Material supplied:

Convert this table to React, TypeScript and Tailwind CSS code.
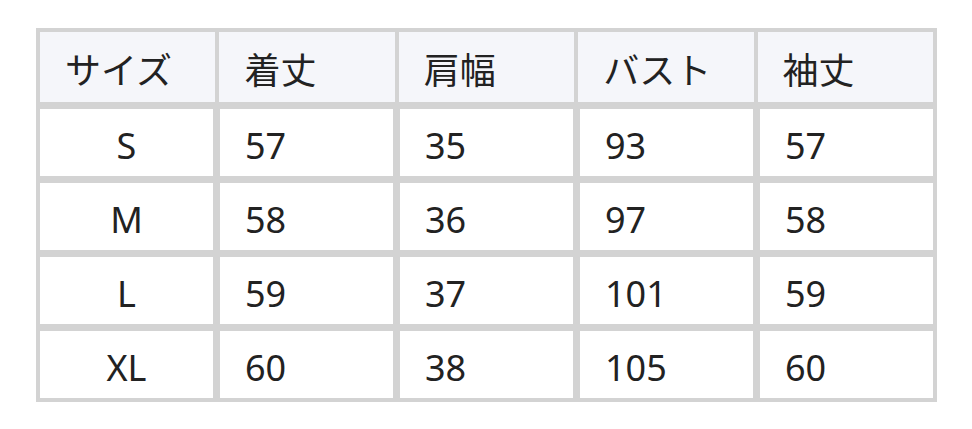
const headers = ['サイズ', '着丈', '肩幅', 'バスト', '袖丈'];

const rows = [
  ['S', '57', '35', '93', '57'],
  ['M', '58', '36', '97', '58'],
  ['L', '59', '37', '101', '59'],
  ['XL', '60', '38', '105', '60'],
];

export default function App() {
  return (
    <div
      className="w-[972px] h-[429px] bg-white pt-[28px] pl-[36px] text-[#222222] font-normal"
      style={{ fontFamily: '"Noto Sans", "Noto Sans CJK JP", sans-serif' }}
    >
      <div className="w-[901px] bg-[#d3d3d3] p-[4px] flex flex-col gap-[7px]">
        <div className="grid grid-cols-5 gap-[4px] h-[70px]">
          {headers.map((h) => (
            <div key={h} className="bg-[#f5f6fa] flex items-center pl-[25px] pt-[8px] text-[36px] leading-none">
              {h}
            </div>
          ))}
        </div>
        {rows.map((row) => (
          <div key={row[0]} className="grid grid-cols-5 gap-[7px] h-[67px]">
            {row.map((cell, i) => (
              <div
                key={i}
                className={`bg-white flex items-center pt-[7px] text-[36px] leading-none ${i === 0 ? 'justify-center' : 'pl-[25px]'}`}
              >
                {cell}
              </div>
            ))}
          </div>
        ))}
      </div>
    </div>
  );
}
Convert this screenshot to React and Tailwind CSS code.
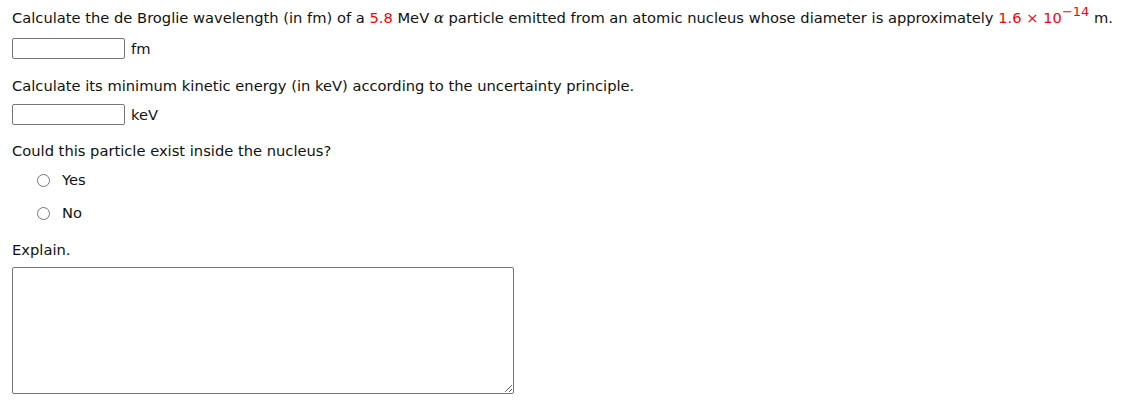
import React from 'react';

const Radio = ({ label }) => (
  <label className="flex items-center h-[20px]">
    <span className="w-[13px] h-[13px] rounded-full border border-[#767676] bg-white ml-[25px]"></span>
    <span className="ml-[12px]">{label}</span>
  </label>
);

const App = () => {
  return (
    <div className="min-h-screen bg-white px-3 pt-[8px] text-[14.7px] leading-[20px] text-[#111] font-['DejaVu_Sans',Verdana,sans-serif]">
      {/* Question 1 */}
      <p className="whitespace-nowrap">
        Calculate the de Broglie wavelength (in fm) of a <span className="text-[#f00]">5.8</span> MeV{' '}
        <span className="italic font-['DejaVu_Serif',serif]">α</span> particle emitted from an atomic nucleus whose
        diameter is approximately{' '}
        <span className="text-[#f00]">
          1.6 × 10<sup className="text-[13px] leading-none top-[-7px]">−14</sup>
        </span>{' '}
        m.
      </p>
      <div className="flex items-center mt-[10px]">
        <input type="text" className="w-[113px] h-[21px] border border-[#767676] rounded-[2px] outline-none" />
        <span className="ml-[6px]">fm</span>
      </div>

      {/* Question 2 */}
      <p className="mt-[17px]">
        Calculate its minimum kinetic energy (in keV) according to the uncertainty principle.
      </p>
      <div className="flex items-center mt-[8px]">
        <input type="text" className="w-[113px] h-[21px] border border-[#767676] rounded-[2px] outline-none" />
        <span className="ml-[6px]">keV</span>
      </div>

      {/* Question 3 */}
      <p className="mt-[16px]">Could this particle exist inside the nucleus?</p>
      <div className="mt-[9px] flex flex-col gap-[13px]">
        <Radio label="Yes" />
        <Radio label="No" />
      </div>

      <p className="mt-[17px]">Explain.</p>
      <textarea className="block mt-[7px] w-[502px] h-[127px] border border-[#767676] rounded-[2px] outline-none"></textarea>
    </div>
  );
};

export default App;
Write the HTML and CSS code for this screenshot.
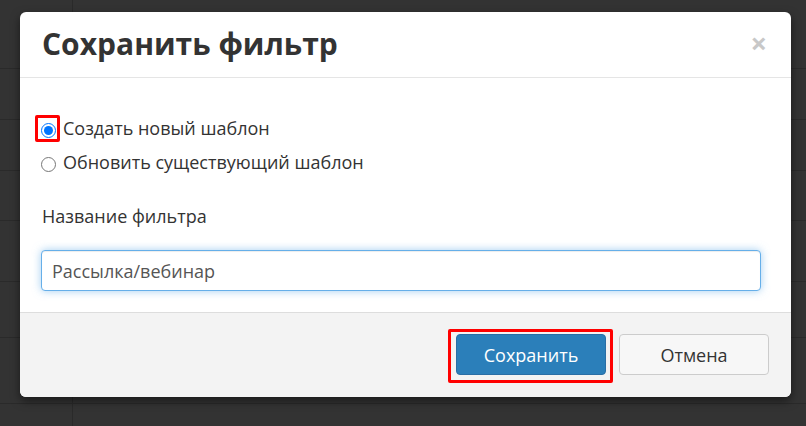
FILE: index.html
```html
<!DOCTYPE html>
<html lang="ru">
<head>
<meta charset="utf-8">
<link rel="stylesheet" href="styles.css">
</head>
<body>
<div class="modal">
  <div class="modal-header">
    <h4 class="modal-title">Сохранить фильтр</h4>
    <span class="close">×</span>
  </div>
  <div class="modal-body">
    <label class="radio-row">
      <span class="radio-wrap marked"><input type="radio" name="mode" checked></span>
      <span>Создать новый шаблон</span>
    </label>
    <label class="radio-row">
      <span class="radio-wrap"><input type="radio" name="mode"></span>
      <span>Обновить существующий шаблон</span>
    </label>
    <div class="field-label">Название фильтра</div>
    <input class="text-input" type="text" value="Рассылка/вебинар">
  </div>
  <div class="modal-footer">
    <button class="btn btn-primary marked-btn">Сохранить</button>
    <button class="btn btn-default">Отмена</button>
  </div>
</div>
</body>
</html>
```

FILE: styles.css
```css
html, body {
  margin: 0;
  height: 100%;
}
body {
  background-color: #333333;
  background-image:
    linear-gradient(to right, transparent 72px, #2a2a2a 72px, #2a2a2a 73px, transparent 73px),
    linear-gradient(to bottom, transparent 68px, #2a2a2a 68px, #2a2a2a 69px, transparent 69px),
    linear-gradient(to bottom, transparent 119px, #2a2a2a 119px, #2a2a2a 120px, transparent 120px),
    linear-gradient(to bottom, transparent 170px, #2a2a2a 170px, #2a2a2a 171px, transparent 171px),
    linear-gradient(to bottom, transparent 220px, #2a2a2a 220px, #2a2a2a 221px, transparent 221px),
    linear-gradient(to bottom, transparent 281px, #2a2a2a 281px, #2a2a2a 282px, transparent 282px),
    linear-gradient(to bottom, transparent 337px, #2a2a2a 337px, #2a2a2a 338px, transparent 338px),
    linear-gradient(to bottom, transparent 403px, #2a2a2a 403px, #2a2a2a 404px, transparent 404px);
  font-family: "Open Sans", "Noto Sans", sans-serif;
  color: #333;
  padding: 12px 0 0 20px;
  box-sizing: border-box;
}
.modal {
  width: 771px;
  height: 385px;
  background: #fff;
  border-radius: 6px;
  box-shadow: 0 4px 10px rgba(0,0,0,0.5);
  overflow: hidden;
  display: flex;
  flex-direction: column;
}
.modal-header {
  height: 66px;
  box-sizing: border-box;
  border-bottom: 1px solid #e5e5e5;
  display: flex;
  align-items: center;
  justify-content: space-between;
  padding: 0 24px 0 22px;
}
.modal-title {
  margin: 0;
  font-size: 30px;
  font-weight: 700;
  color: #333;
  line-height: 1;
  padding-bottom: 2px;
}
.close {
  font-size: 29px;
  font-weight: 700;
  color: #c8c8c8;
  line-height: 1;
  padding-bottom: 4px;
}
.modal-body {
  flex: 1;
  padding: 33px 30px 0 21px;
  box-sizing: border-box;
}
.radio-row {
  display: flex;
  align-items: center;
  height: 34px;
  font-size: 18px;
  color: #333;
  gap: 7px;
}
.radio-wrap {
  position: relative;
  display: flex;
  width: 15px;
  height: 15px;
  margin-top: 4px;
}
.radio-wrap input {
  margin: 0;
  width: 15px;
  height: 15px;
}
.radio-wrap.marked::after {
  content: "";
  position: absolute;
  left: -6px;
  top: -8px;
  width: 25px;
  height: 27px;
  box-sizing: border-box;
  border: 3px solid #ff0000;
  border-radius: 2px;
}
.field-label {
  margin-top: 25px;
  font-size: 18px;
  color: #333;
  padding-left: 1px;
}
.text-input {
  display: block;
  margin-top: 22px;
  width: 720px;
  height: 41px;
  box-sizing: border-box;
  border: 1px solid #66afe9;
  border-radius: 4px;
  box-shadow: inset 0 1px 1px rgba(0,0,0,0.075), 0 0 8px rgba(102,175,233,0.6);
  font-family: "Open Sans", "Noto Sans", sans-serif;
  font-size: 18px;
  color: #555;
  padding: 0 10px;
  outline: none;
}
.modal-footer {
  height: 85px;
  box-sizing: border-box;
  border-top: 1px solid #dddddd;
  background: #f3f3f3;
  display: flex;
  justify-content: flex-end;
  align-items: flex-start;
  padding: 21px 22px 0 0;
  gap: 13px;
}
.btn {
  height: 41px;
  width: 150px;
  border-radius: 4px;
  font-family: "Open Sans", "Noto Sans", sans-serif;
  font-size: 18px;
  box-sizing: border-box;
  cursor: pointer;
}
.btn-primary {
  background: #2b7fba;
  border: 1px solid #2a6ea5;
  color: #fff;
}
.btn-default {
  background: #f7f7f7;
  border: 1px solid #cccccc;
  color: #333;
}
.marked-btn {
  position: relative;
}
.marked-btn::after {
  content: "";
  position: absolute;
  left: -9px;
  top: -6px;
  right: -8px;
  bottom: -9px;
  border: 3px solid #ff0000;
  border-radius: 2px;
}
```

Goal: Set down the lines running from the one with "Convert this screenshot" through the one with "import React from 'react';", both ends kept, exactly and with no pictures.

Finished task:
Convert this screenshot to React and Tailwind CSS code.
import React from 'react';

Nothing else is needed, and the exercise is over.